-- Start of DATA ENTRIES --

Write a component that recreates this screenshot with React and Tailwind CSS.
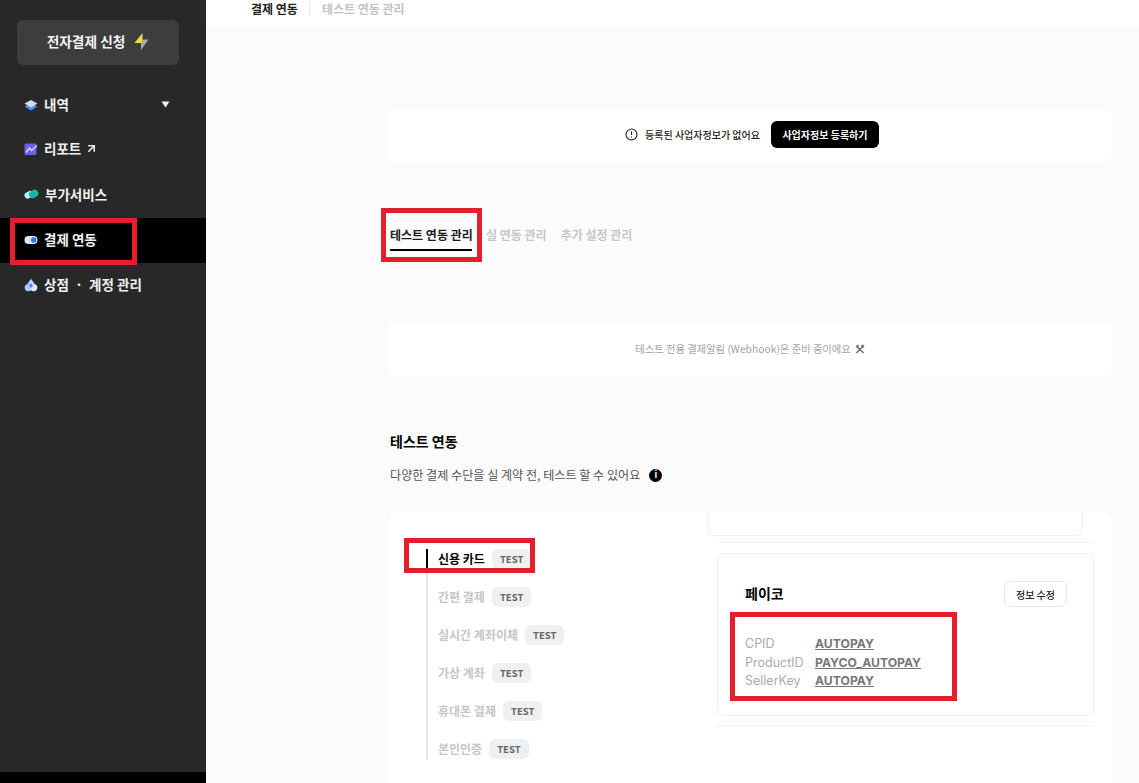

-- End of DATA ENTRIES --
-- Start of DATA ENTRIES --

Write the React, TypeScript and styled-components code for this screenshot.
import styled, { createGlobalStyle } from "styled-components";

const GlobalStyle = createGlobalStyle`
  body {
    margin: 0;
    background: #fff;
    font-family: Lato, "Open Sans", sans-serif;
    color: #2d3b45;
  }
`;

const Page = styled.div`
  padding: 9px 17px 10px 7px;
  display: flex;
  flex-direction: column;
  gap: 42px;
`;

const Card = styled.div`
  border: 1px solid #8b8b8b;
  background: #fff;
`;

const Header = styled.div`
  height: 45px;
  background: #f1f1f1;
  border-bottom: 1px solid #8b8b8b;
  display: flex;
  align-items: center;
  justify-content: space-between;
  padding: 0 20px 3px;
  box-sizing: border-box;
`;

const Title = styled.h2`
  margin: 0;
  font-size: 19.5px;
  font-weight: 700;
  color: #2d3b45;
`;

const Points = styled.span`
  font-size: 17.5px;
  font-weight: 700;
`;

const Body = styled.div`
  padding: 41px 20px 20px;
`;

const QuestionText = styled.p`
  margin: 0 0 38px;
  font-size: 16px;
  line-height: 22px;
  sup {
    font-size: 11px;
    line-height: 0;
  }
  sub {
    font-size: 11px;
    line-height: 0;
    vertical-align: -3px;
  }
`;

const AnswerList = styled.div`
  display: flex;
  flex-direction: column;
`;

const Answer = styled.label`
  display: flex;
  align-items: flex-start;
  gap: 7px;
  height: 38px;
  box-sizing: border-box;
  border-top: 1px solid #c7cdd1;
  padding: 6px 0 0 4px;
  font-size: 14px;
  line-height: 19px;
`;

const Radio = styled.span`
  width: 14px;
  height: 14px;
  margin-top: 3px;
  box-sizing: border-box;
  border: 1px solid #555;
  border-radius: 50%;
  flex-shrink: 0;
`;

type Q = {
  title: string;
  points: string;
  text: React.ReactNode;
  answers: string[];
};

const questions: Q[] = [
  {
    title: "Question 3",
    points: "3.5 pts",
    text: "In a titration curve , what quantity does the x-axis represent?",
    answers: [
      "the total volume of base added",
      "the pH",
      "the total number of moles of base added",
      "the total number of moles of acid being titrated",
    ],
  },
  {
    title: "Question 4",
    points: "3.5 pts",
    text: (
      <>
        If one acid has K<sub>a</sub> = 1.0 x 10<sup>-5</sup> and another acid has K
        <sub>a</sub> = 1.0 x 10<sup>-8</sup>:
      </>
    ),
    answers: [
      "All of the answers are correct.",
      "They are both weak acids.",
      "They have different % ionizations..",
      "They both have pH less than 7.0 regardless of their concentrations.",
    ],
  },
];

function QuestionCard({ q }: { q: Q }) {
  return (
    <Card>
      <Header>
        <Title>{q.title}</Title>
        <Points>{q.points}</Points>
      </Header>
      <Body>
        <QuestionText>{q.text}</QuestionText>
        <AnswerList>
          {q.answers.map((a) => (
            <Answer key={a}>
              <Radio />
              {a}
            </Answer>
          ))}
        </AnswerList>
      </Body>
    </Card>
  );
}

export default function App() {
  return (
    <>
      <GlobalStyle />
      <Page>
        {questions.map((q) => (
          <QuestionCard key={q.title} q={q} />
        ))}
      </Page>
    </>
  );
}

-- End of DATA ENTRIES --

» GIVEN INSTRUCTION: Extract every line of the records above that contains the word "React".

» RESULT BELOW:
Write a component that recreates this screenshot with React and Tailwind CSS.
Write the React, TypeScript and styled-components code for this screenshot.
  text: React.ReactNode;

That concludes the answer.